Będzie dobrze. – poczuła grunt pod nogami.

Duża litera.

Ogólnie polecam ci ten poradnik: http://www.fantastyka.pl/hydepark/pokaz/2112

Znajdziesz tam wszystko odnośnie poprawnego zapisu dialogów.

Co do samych wrażeń. Początek się ciągnął. Był po prostu nudnawy. Potem było lepiej, a potem znowu gorzej. Niektóre zdania budujesz nawet nieźle, inne strasznie kuleją. Tak jak AdamKB wspomniał – jakbyś leciał na skróty, na szybcika to pisał. Ale od pierwszego, które mgliście kojarzę, jest chyba lepsze.

 

Ni to Szatan, ni to Tęcza.

Hmmm. Jesteś pewien, że wizyta z piekła to tematyka SF?
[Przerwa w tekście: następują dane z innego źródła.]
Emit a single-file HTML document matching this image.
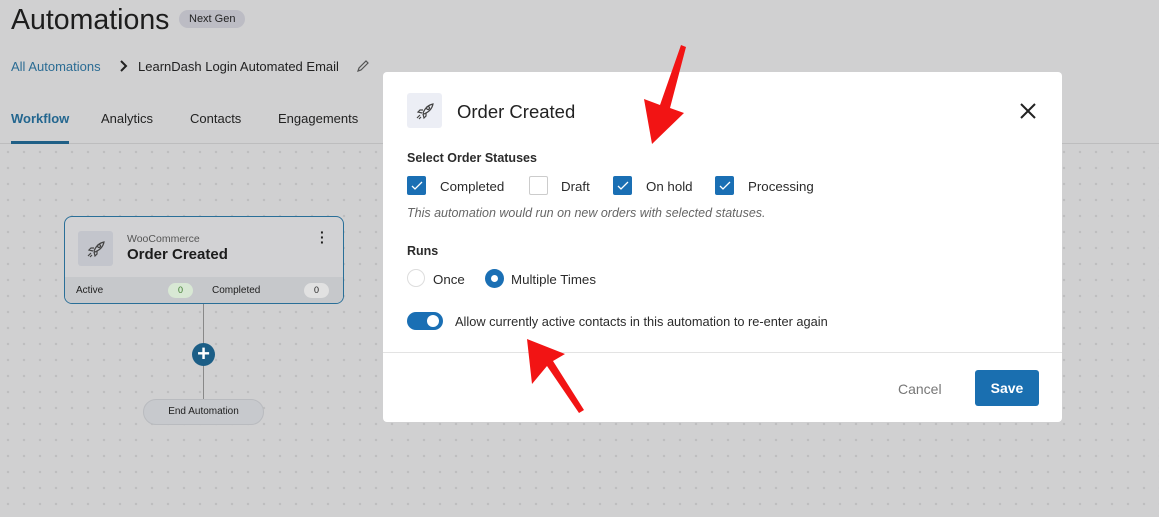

Ot, najpierw kłótnie oficjeli, potem rąbanka.

Została kulejąca interpunkcja i błędy w zapisie dialogów, jakaś literówka też mi mignęła.

Zaskoczyło mnie, że w każdym kraju liczba legionistów jest taka sama. Monako równie łatwo obronić jak Kanadę?

Babska logika rządzi!

Bardzo rozczarowujący tekst. Początek mało ciekawy, a rozmowy polityków wręcz nużące. W bombardowaniu Moskwy i walce z udziałem skrzydlatych demonów zupełnie nie dopatrzyłam się choćby odrobiny SF.

Wykonanie pozostawia bardzo wiele do życzenia.

Gdyby ci, którzy źle o mnie myślą, wiedzieli co ja o nich myślę, myśleliby o mnie jeszcze gorzej.